**WHAT IS NEEDED:**
Quote the whole listing word for word, please.

**AVAILABLE DATA:**
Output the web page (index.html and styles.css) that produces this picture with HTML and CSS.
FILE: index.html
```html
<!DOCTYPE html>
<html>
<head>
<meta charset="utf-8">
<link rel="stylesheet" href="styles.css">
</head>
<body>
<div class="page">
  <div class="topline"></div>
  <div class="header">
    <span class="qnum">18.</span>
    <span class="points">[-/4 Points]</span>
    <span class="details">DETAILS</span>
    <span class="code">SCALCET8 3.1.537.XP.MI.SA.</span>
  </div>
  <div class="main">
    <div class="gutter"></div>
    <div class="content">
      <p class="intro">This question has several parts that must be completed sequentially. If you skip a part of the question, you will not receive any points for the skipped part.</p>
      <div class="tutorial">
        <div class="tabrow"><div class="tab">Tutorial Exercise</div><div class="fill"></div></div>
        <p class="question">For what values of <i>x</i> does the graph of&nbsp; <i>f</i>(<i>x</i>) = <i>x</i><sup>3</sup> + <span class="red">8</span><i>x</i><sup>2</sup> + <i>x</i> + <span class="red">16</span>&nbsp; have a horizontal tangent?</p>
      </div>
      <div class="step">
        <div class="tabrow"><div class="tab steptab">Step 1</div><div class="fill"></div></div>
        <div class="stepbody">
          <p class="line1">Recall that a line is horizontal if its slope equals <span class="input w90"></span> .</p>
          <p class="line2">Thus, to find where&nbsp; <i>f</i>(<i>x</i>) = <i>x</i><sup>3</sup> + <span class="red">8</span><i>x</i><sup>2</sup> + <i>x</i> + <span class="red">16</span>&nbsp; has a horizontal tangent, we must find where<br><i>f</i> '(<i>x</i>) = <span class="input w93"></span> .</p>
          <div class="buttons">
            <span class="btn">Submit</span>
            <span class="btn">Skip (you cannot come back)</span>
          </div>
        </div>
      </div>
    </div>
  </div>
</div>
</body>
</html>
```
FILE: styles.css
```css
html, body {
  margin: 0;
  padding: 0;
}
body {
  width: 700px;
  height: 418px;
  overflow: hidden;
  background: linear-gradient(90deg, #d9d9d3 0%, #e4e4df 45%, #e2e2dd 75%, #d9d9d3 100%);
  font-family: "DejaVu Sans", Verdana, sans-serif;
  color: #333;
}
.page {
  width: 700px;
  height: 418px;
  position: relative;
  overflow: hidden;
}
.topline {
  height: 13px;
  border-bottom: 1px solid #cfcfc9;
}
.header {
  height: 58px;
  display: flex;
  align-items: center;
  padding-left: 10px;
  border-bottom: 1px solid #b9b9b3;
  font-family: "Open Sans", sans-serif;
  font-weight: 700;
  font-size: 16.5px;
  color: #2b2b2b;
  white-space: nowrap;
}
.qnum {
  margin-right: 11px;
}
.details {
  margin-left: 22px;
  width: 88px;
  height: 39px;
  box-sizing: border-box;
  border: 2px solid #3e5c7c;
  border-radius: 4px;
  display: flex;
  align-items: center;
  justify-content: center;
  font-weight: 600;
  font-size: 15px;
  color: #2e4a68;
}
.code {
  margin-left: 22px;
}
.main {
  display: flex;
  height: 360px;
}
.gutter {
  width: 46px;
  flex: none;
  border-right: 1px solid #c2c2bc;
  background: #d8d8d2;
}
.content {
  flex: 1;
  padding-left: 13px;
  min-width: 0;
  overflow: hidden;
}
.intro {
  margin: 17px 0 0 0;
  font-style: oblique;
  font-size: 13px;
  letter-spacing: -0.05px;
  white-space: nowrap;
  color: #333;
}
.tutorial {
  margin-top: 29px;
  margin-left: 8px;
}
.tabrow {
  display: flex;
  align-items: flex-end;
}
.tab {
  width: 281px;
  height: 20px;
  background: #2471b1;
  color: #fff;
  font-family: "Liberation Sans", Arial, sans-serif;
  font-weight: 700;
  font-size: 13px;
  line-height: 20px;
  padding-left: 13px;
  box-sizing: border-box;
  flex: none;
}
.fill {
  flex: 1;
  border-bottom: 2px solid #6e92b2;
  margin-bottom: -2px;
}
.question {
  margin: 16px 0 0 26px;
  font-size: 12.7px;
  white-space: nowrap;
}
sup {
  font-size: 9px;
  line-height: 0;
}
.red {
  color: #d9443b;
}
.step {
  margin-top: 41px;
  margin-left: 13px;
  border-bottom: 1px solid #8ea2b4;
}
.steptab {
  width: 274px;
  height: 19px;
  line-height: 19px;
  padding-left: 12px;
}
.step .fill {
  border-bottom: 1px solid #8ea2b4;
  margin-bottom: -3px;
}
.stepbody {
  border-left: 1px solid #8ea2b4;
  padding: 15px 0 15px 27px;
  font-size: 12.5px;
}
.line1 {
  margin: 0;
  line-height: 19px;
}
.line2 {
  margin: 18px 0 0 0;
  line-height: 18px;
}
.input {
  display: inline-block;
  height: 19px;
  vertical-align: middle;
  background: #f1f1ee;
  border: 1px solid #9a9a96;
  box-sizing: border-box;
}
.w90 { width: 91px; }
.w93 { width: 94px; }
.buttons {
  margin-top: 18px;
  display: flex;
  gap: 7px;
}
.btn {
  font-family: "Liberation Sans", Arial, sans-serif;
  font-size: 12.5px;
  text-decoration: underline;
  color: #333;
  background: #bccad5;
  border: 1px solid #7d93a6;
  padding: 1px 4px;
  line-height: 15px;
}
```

**COMPLETED TASK:**
Output the web page (index.html and styles.css) that produces this picture with HTML and CSS.
FILE: index.html
```html
<!DOCTYPE html>
<html>
<head>
<meta charset="utf-8">
<link rel="stylesheet" href="styles.css">
</head>
<body>
<div class="page">
  <div class="topline"></div>
  <div class="header">
    <span class="qnum">18.</span>
    <span class="points">[-/4 Points]</span>
    <span class="details">DETAILS</span>
    <span class="code">SCALCET8 3.1.537.XP.MI.SA.</span>
  </div>
  <div class="main">
    <div class="gutter"></div>
    <div class="content">
      <p class="intro">This question has several parts that must be completed sequentially. If you skip a part of the question, you will not receive any points for the skipped part.</p>
      <div class="tutorial">
        <div class="tabrow"><div class="tab">Tutorial Exercise</div><div class="fill"></div></div>
        <p class="question">For what values of <i>x</i> does the graph of&nbsp; <i>f</i>(<i>x</i>) = <i>x</i><sup>3</sup> + <span class="red">8</span><i>x</i><sup>2</sup> + <i>x</i> + <span class="red">16</span>&nbsp; have a horizontal tangent?</p>
      </div>
      <div class="step">
        <div class="tabrow"><div class="tab steptab">Step 1</div><div class="fill"></div></div>
        <div class="stepbody">
          <p class="line1">Recall that a line is horizontal if its slope equals <span class="input w90"></span> .</p>
          <p class="line2">Thus, to find where&nbsp; <i>f</i>(<i>x</i>) = <i>x</i><sup>3</sup> + <span class="red">8</span><i>x</i><sup>2</sup> + <i>x</i> + <span class="red">16</span>&nbsp; has a horizontal tangent, we must find where<br><i>f</i> '(<i>x</i>) = <span class="input w93"></span> .</p>
          <div class="buttons">
            <span class="btn">Submit</span>
            <span class="btn">Skip (you cannot come back)</span>
          </div>
        </div>
      </div>
    </div>
  </div>
</div>
</body>
</html>
```
FILE: styles.css
```css
html, body {
  margin: 0;
  padding: 0;
}
body {
  width: 700px;
  height: 418px;
  overflow: hidden;
  background: linear-gradient(90deg, #d9d9d3 0%, #e4e4df 45%, #e2e2dd 75%, #d9d9d3 100%);
  font-family: "DejaVu Sans", Verdana, sans-serif;
  color: #333;
}
.page {
  width: 700px;
  height: 418px;
  position: relative;
  overflow: hidden;
}
.topline {
  height: 13px;
  border-bottom: 1px solid #cfcfc9;
}
.header {
  height: 58px;
  display: flex;
  align-items: center;
  padding-left: 10px;
  border-bottom: 1px solid #b9b9b3;
  font-family: "Open Sans", sans-serif;
  font-weight: 700;
  font-size: 16.5px;
  color: #2b2b2b;
  white-space: nowrap;
}
.qnum {
  margin-right: 11px;
}
.details {
  margin-left: 22px;
  width: 88px;
  height: 39px;
  box-sizing: border-box;
  border: 2px solid #3e5c7c;
  border-radius: 4px;
  display: flex;
  align-items: center;
  justify-content: center;
  font-weight: 600;
  font-size: 15px;
  color: #2e4a68;
}
.code {
  margin-left: 22px;
}
.main {
  display: flex;
  height: 360px;
}
.gutter {
  width: 46px;
  flex: none;
  border-right: 1px solid #c2c2bc;
  background: #d8d8d2;
}
.content {
  flex: 1;
  padding-left: 13px;
  min-width: 0;
  overflow: hidden;
}
.intro {
  margin: 17px 0 0 0;
  font-style: oblique;
  font-size: 13px;
  letter-spacing: -0.05px;
  white-space: nowrap;
  color: #333;
}
.tutorial {
  margin-top: 29px;
  margin-left: 8px;
}
.tabrow {
  display: flex;
  align-items: flex-end;
}
.tab {
  width: 281px;
  height: 20px;
  background: #2471b1;
  color: #fff;
  font-family: "Liberation Sans", Arial, sans-serif;
  font-weight: 700;
  font-size: 13px;
  line-height: 20px;
  padding-left: 13px;
  box-sizing: border-box;
  flex: none;
}
.fill {
  flex: 1;
  border-bottom: 2px solid #6e92b2;
  margin-bottom: -2px;
}
.question {
  margin: 16px 0 0 26px;
  font-size: 12.7px;
  white-space: nowrap;
}
sup {
  font-size: 9px;
  line-height: 0;
}
.red {
  color: #d9443b;
}
.step {
  margin-top: 41px;
  margin-left: 13px;
  border-bottom: 1px solid #8ea2b4;
}
.steptab {
  width: 274px;
  height: 19px;
  line-height: 19px;
  padding-left: 12px;
}
.step .fill {
  border-bottom: 1px solid #8ea2b4;
  margin-bottom: -3px;
}
.stepbody {
  border-left: 1px solid #8ea2b4;
  padding: 15px 0 15px 27px;
  font-size: 12.5px;
}
.line1 {
  margin: 0;
  line-height: 19px;
}
.line2 {
  margin: 18px 0 0 0;
  line-height: 18px;
}
.input {
  display: inline-block;
  height: 19px;
  vertical-align: middle;
  background: #f1f1ee;
  border: 1px solid #9a9a96;
  box-sizing: border-box;
}
.w90 { width: 91px; }
.w93 { width: 94px; }
.buttons {
  margin-top: 18px;
  display: flex;
  gap: 7px;
}
.btn {
  font-family: "Liberation Sans", Arial, sans-serif;
  font-size: 12.5px;
  text-decoration: underline;
  color: #333;
  background: #bccad5;
  border: 1px solid #7d93a6;
  padding: 1px 4px;
  line-height: 15px;
}
```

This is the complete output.